Итак, мы остались во Владимире без ночлега. А тут пошел дождь. Несмотря на поздний час, машин на улице стояло и двигалось столько, что мы едва выбрались в переулок. Переехали по наплывному мосту через Клязьму и, не доезжая до Улыбышева, переночевали в какой-то деревне. Устроились плохо, спали все вповалку, у самого моего уха под печкой всю ночь хрюкал поросенок.

Старинное село Улыбышево находилось в 20 километрах к югу от Владимира на берегу Клязьмы и на железнодорожной ветке из Владимира на станцию Тума. Перед войной там собирались строить ГЭС, и оставалась база бурпартии, где был назначен сбор всех работников геологического сектора Гидростроя.

Когда мы приехали, то увидели много машин и все дома оказались занятыми. С большим трудом вместе с Овсеенко я отыскал скверную хибару, где с нас взяли по пять рублей в сутки с носа.

Утром я увидел пехотную часть. Человек двести молодец к молодцу высадились из товарных вагонов. В белых полушубках и кожаных сапогах, с винтовками за плечами они бодро промаршировали через село.

Это была третья строевая воинская часть, виденная мною за эти дни. Но почему же бойцов разгрузили так далеко от фронта? Или фронт был вовсе не столь далеко, как писалось о том в сводках Информбюро?
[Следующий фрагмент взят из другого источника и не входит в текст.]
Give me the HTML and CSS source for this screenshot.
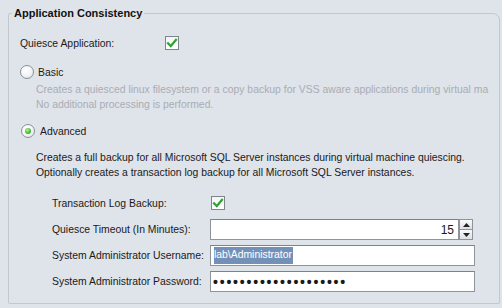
FILE: index.html
```html
<!DOCTYPE html>
<html>
<head>
<meta charset="utf-8">
<link rel="stylesheet" href="styles.css">
</head>
<body>
<fieldset class="group">
  <legend class="title">Application Consistency</legend>
  <div class="inner">
    <div class="row quiesce">
      <span class="lbl lbl-q">Quiesce Application:</span>
      <span class="check"><svg viewBox="0 0 14 14" width="14" height="14"><path d="M3 7.2 L5.8 10 L11 3.8" fill="none" stroke="#33a133" stroke-width="2.2" stroke-linecap="square"/></svg></span>
    </div>
    <div class="row radio-row basic">
      <span class="radio"></span><span>Basic</span>
    </div>
    <div class="desc muted">
      <div>Creates a quiesced linux filesystem or a copy backup for VSS aware applications during virtual ma</div>
      <div>No additional processing is performed.</div>
    </div>
    <div class="row radio-row advanced">
      <span class="radio on"><span class="dot"></span></span><span>Advanced</span>
    </div>
    <div class="desc dark">
      <div>Creates a full backup for all Microsoft SQL Server instances during virtual machine quiescing.</div>
      <div>Optionally creates a transaction log backup for all Microsoft SQL Server instances.</div>
    </div>
    <div class="form">
      <div class="frow r-tx">
        <span class="flbl">Transaction Log Backup:</span>
        <span class="check"><svg viewBox="0 0 14 14" width="14" height="14"><path d="M3 7.2 L5.8 10 L11 3.8" fill="none" stroke="#33a133" stroke-width="2.2" stroke-linecap="square"/></svg></span>
      </div>
      <div class="frow r-to">
        <span class="flbl">Quiesce Timeout (In Minutes):</span>
        <span class="spin">
          <span class="field num">15</span>
          <span class="arrows">
            <span class="arr up"><svg viewBox="0 0 7 4" width="7" height="4"><path d="M0 4 L3.5 0 L7 4Z" fill="#222"/></svg></span>
            <span class="arr down"><svg viewBox="0 0 7 4" width="7" height="4"><path d="M0 0 L3.5 4 L7 0Z" fill="#222"/></svg></span>
          </span>
        </span>
      </div>
      <div class="frow r-user">
        <span class="flbl">System Administrator Username:</span>
        <span class="field wide"><span class="sel">lab\Administrator</span></span>
      </div>
      <div class="frow r-pass">
        <span class="flbl">System Administrator Password:</span>
        <span class="field wide dots">••••••••••••••••••••</span>
      </div>
    </div>
  </div>
</fieldset>
</body>
</html>
```
FILE: styles.css
```css
html, body {
  margin: 0;
  padding: 0;
  background: #dfe3ea;
  width: 502px;
  height: 308px;
  overflow: hidden;
  font-family: "Liberation Sans", Arial, sans-serif;
  font-size: 10.4px;
  color: #1a1a1a;
}
.group {
  margin: 7px 2px 0 8px;
  padding: 0;
  height: 297px;
  border: 1px solid #c3c7ce;
  border-radius: 2px 7px 2px 2px;
  box-sizing: border-box;
  min-width: 0;
}
.title {
  font-weight: bold;
  font-size: 11px;
  padding: 0 2px;
  margin-left: 3px;
  color: #111;
}
.inner {
  overflow: hidden;
  width: 489px;
}
.row {
  display: flex;
  align-items: center;
  height: 16px;
  white-space: nowrap;
}
.quiesce {
  margin-top: 16px;
  padding-left: 11px;
}
.lbl-q {
  width: 145px;
}
.check {
  display: inline-block;
  width: 14px;
  height: 14px;
  box-sizing: border-box;
  border: 1px solid #80858c;
  background: linear-gradient(#f2f4f6, #ffffff);
  position: relative;
}
.check svg {
  position: absolute;
  left: -1px;
  top: -1px;
}
.radio-row {
  padding-left: 11px;
}
.basic {
  margin-top: 13px;
}
.radio {
  display: inline-block;
  width: 14px;
  height: 14px;
  box-sizing: border-box;
  border: 1px solid #8c9097;
  border-radius: 50%;
  background: radial-gradient(circle at 40% 35%, #ffffff 0%, #f3f4f6 50%, #d9dce1 100%);
  margin-right: 4px;
  position: relative;
}
.radio .dot {
  position: absolute;
  left: 3px;
  top: 3px;
  width: 6px;
  height: 6px;
  border-radius: 50%;
  background: radial-gradient(circle at 40% 35%, #b6f0a0 0%, #4dbb3a 55%, #2e8a22 100%);
}
.desc {
  padding-left: 27px;
  white-space: nowrap;
  line-height: 15px;
}
.muted {
  color: #a9adb3;
  margin-top: 2px;
}
.advanced {
  margin-top: 11px;
}
.advanced .radio { margin-left: 1px; }
.advanced .radio + span { margin-left: 1px; }
.dark {
  margin-top: 11px;
}
.form {
  margin-top: 15px;
  padding-left: 43px;
}
.frow {
  display: flex;
  align-items: center;
  white-space: nowrap;
}
.flbl {
  width: 158px;
}
.r-tx {
  height: 16px;
}
.r-tx .check { margin-left: 1px; }
.r-to { margin-top: 8px; }
.r-user { margin-top: 5px; }
.r-pass { margin-top: 5px; }
.field {
  display: inline-flex;
  align-items: center;
  box-sizing: border-box;
  height: 21px;
  background: #fff;
  border: 1px solid #8f949b;
  border-top-color: #7d828a;
  padding: 0 3px;
}
.spin {
  display: inline-flex;
}
.num {
  width: 249px;
  justify-content: flex-end;
  padding-right: 4px;
  font-size: 12px;
}
.arrows {
  display: flex;
  flex-direction: column;
  width: 14px;
  height: 21px;
  box-sizing: border-box;
}
.arr {
  flex: 1;
  display: flex;
  align-items: center;
  justify-content: center;
  border: 1px solid #8f949b;
  background: linear-gradient(#fafbfc, #dde0e4);
  box-sizing: border-box;
}
.arr.down { border-top: none; }
.wide {
  width: 265px;
}
.sel {
  background: #7391b8;
  color: #fff;
  padding: 1px 1px 2px 0;
  line-height: 14px;
}
.dots {
  font-size: 14px;
  font-weight: bold;
  letter-spacing: 1.8px;
  padding-left: 2px;
}
```
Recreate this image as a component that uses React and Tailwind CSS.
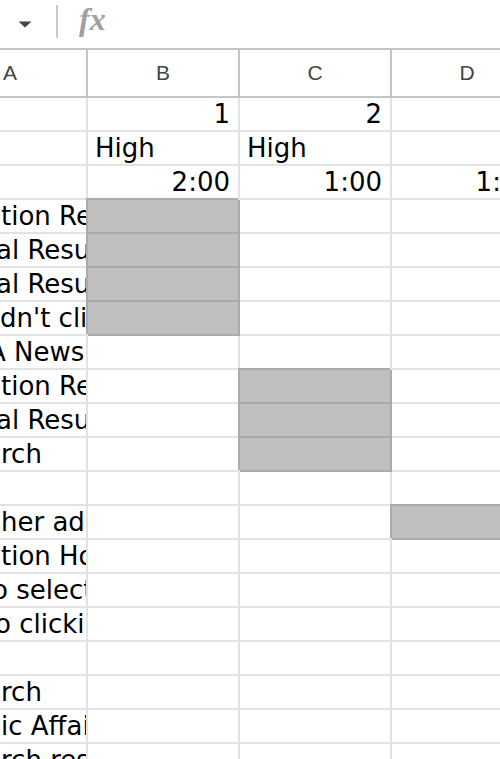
import React from "react";

const dataFont = { fontFamily: '"DejaVu Sans", Verdana, sans-serif' };

const rows = [
  { a: "", aml: "ml-0", b: "1", bAlign: "r", c: "2", cAlign: "r" },
  { a: "", aml: "ml-0", b: "High", bAlign: "l", c: "High", cAlign: "l" },
  { a: "", aml: "ml-0", b: "2:00", bAlign: "r", c: "1:00", cAlign: "r", d: "1:00" },
  { a: "tion Results", aml: "ml-[1px]", bGray: true },
  { a: "al Results", aml: "ml-[-4px]", bGray: true },
  { a: "al Results", aml: "ml-[-4px]", bGray: true },
  { a: "dn't click", aml: "ml-0", bGray: true },
  { a: "A News", aml: "ml-[-12px]" },
  { a: "tion Results", aml: "ml-[1px]", cGray: true },
  { a: "al Results", aml: "ml-[-4px]", cGray: true },
  { a: "rch", aml: "ml-[1px]", cGray: true },
  { a: "", aml: "ml-0" },
  { a: "her ad", aml: "ml-[1px]", dGray: true },
  { a: "tion Hotels", aml: "ml-[1px]" },
  { a: "o selection", aml: "ml-[-8px]" },
  { a: "o clicking", aml: "ml-[-5px]" },
  { a: "", aml: "ml-0" },
  { a: "rch", aml: "ml-[1px]" },
  { a: "ic Affairs", aml: "ml-[1px]" },
  { a: "rch results", aml: "ml-[1px]" },
];

function Cell({ w, gray, children, align }) {
  const base =
    "shrink-0 h-[34px] border-r-2 border-b-2 flex items-end pb-[1px] overflow-hidden whitespace-nowrap text-[26px] leading-[30px] text-black";
  const color = gray
    ? "bg-[#c0c0c0] border-[#ababab] shadow-[-2px_-2px_0_0_#ababab]"
    : "bg-white border-[#e2e2e2]";
  const al = align === "r" ? "justify-end pr-[8px]" : "justify-start pl-[7px]";
  return <div className={`${w} ${base} ${color} ${al}`}>{children}</div>;
}

export default function App() {
  return (
    <div className="w-[500px] h-[759px] overflow-hidden bg-white" style={dataFont}>
      {/* formula bar */}
      <div className="h-[48px] flex items-center">
        <div className="w-[56px] flex justify-center pl-[1px] pr-[8px]">
          <svg width="14" height="7" viewBox="0 0 14 7" className="mt-[1px]">
            <path d="M0.5 0.5 L13.5 0.5 L7 6.5 Z" fill="#444444" />
          </svg>
        </div>
        <div className="w-[2px] h-[33px] bg-[#c8c8c8] mt-[-6px]" />
        <div
          className="ml-[21px] text-[32px] italic font-bold text-[#a0a0a0] leading-none mt-[-10px]"
          style={{ fontFamily: '"Liberation Serif", "Times New Roman", serif' }}
        >
          fx
        </div>
      </div>
      {/* column headers */}
      <div
        className="flex border-t-2 border-b-2 border-[#c4c4c4] h-[50px]"
        style={{ fontFamily: '"Liberation Sans", Arial, sans-serif' }}
      >
        <div className="w-[88px] shrink-0 border-r-2 border-[#c4c4c4] flex items-center overflow-hidden text-[21px] text-[#444]">
          <span className="ml-[3px]">A</span>
        </div>
        <div className="w-[152px] shrink-0 border-r-2 border-[#c4c4c4] flex items-center justify-center text-[21px] text-[#444]">
          B
        </div>
        <div className="w-[152px] shrink-0 border-r-2 border-[#c4c4c4] flex items-center justify-center text-[21px] text-[#444]">
          C
        </div>
        <div className="w-[152px] shrink-0 border-r-2 border-[#c4c4c4] flex items-center justify-center text-[21px] text-[#444]">
          D
        </div>
      </div>
      {/* data rows */}
      {rows.map((r, i) => (
        <div key={i} className="flex">
          <div className="w-[88px] shrink-0 h-[34px] border-r-2 border-b-2 border-[#e2e2e2] flex items-end pb-[1px] overflow-hidden whitespace-nowrap text-[26px] leading-[30px] text-black">
            <span className={`shrink-0 ${r.aml}`}>{r.a}</span>
          </div>
          <Cell w="w-[152px]" gray={r.bGray} align={r.bAlign}>
            {r.b}
          </Cell>
          <Cell w="w-[152px]" gray={r.cGray} align={r.cAlign}>
            {r.c}
          </Cell>
          <Cell w="w-[152px]" gray={r.dGray} align="r">
            {r.d}
          </Cell>
        </div>
      ))}
    </div>
  );
}
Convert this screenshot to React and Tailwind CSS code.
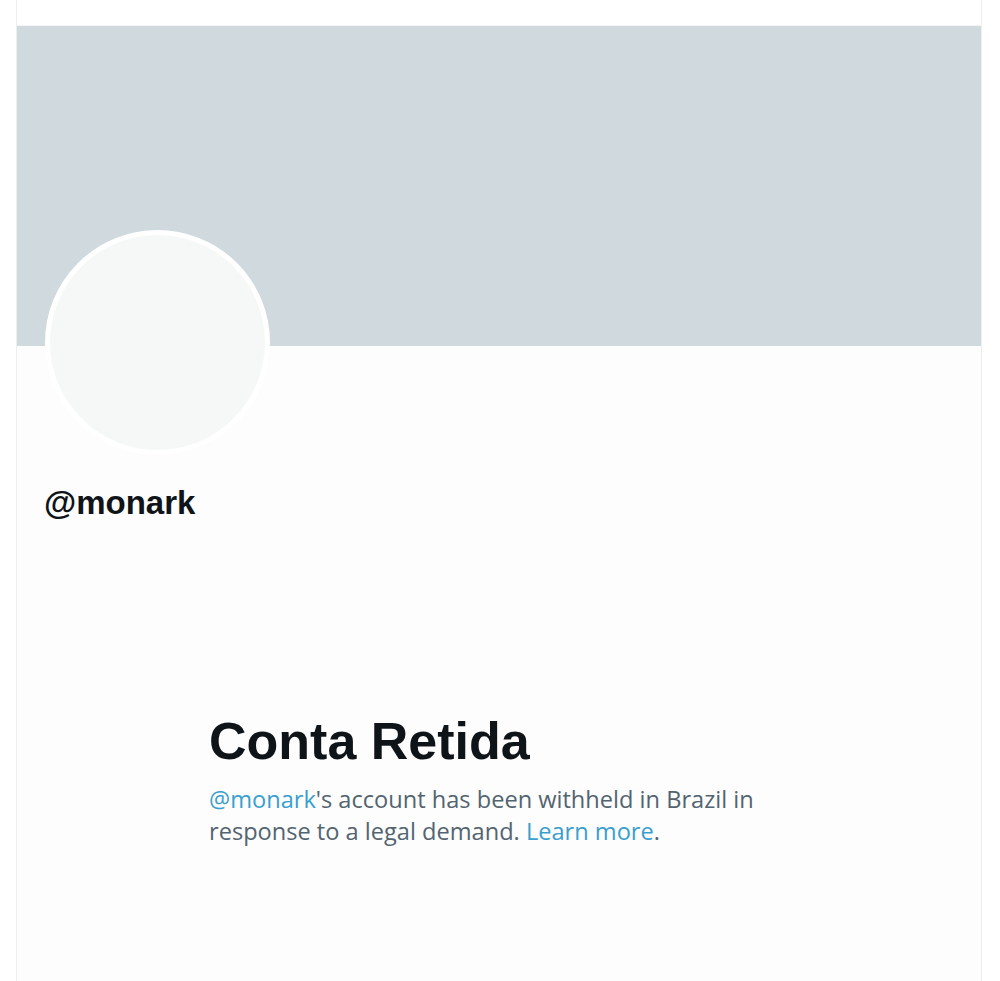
export default function App() {
  return (
    <div className="min-h-[981px] w-full bg-white" style={{ fontFamily: '"Liberation Sans", Arial, sans-serif' }}>
      <div className="ml-[16px] w-[966px] min-h-[981px] border-x border-[#eceeef] bg-[#fdfdfd]">
        <div className="h-[26px] bg-white border-b border-[#f2f4f5]" />
        <div className="h-[320px] bg-[#cfd9de]" />
        <div className="relative">
          <div className="absolute left-[28px] -top-[116px] h-[225px] w-[225px] rounded-full border-[5px] border-white bg-[#f6f8f8]" />
          <div className="pt-[137px] pl-[27px]">
            <div className="text-[33px] font-bold leading-[40px] text-[#0f1419]">@monark</div>
          </div>
          <div className="mt-[188px] ml-[192px] w-[660px]">
            <h1 className="text-[52px] font-bold leading-[60px] text-[#0f1419]">Conta Retida</h1>
            <p className="mt-[12px] text-[23.6px] leading-[32px] text-[#536471]" style={{ fontFamily: '"Open Sans", sans-serif' }}>
              <span className="text-[#3a9fcf]">@monark</span>'s account has been withheld in Brazil in
              <br />
              response to a legal demand. <span className="text-[#3a9fcf]">Learn more</span>.
            </p>
          </div>
        </div>
      </div>
    </div>
  );
}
Наконец неизвестно откуда появился Тентетников и вступил в должность начальника партии. И сразу же вступил в резкий конфликт со всеми нами.

Кроме таганрогской жены, ничто его не интересовало, а мы все безумно хотели попасть в Ковров, где у каждого из нас были и семьи, и вещи. А Тентетников нас не пускал.

Поезда из Улыбышева на Владимир не ходили, и мы не знали — ходят ли они из Владимира на Ковров. Я подумывал — не махнуть ли мне за 60 км пешком? Но меня удержал наш любимый шофер Николай Иванович, обещая обломать Тентетникова.

А тот все ссылался на отсутствие Козловской. А она, убедившись, что мы все, кроме Моисеева и шофера Кольки, целы, уехала обратно в Москву за продовольствием.

Тентетников все отказывал, говорил, что без Козловской не может разрешить нам ехать, когда дорог каждый литр горючего.

— У тебя баба в Таганроге, а наши бабы на пороге, а ты нас и на порог не пускаешь, — убеждал его Николай Иванович.

Козловская все не ехала. Прошло два дня.

Наконец, на третье утро Николай Иванович прикатил откуда-то двухсотлитровую бочку с горючим, сказал, что оно его собственное, что он выменял на сапоги.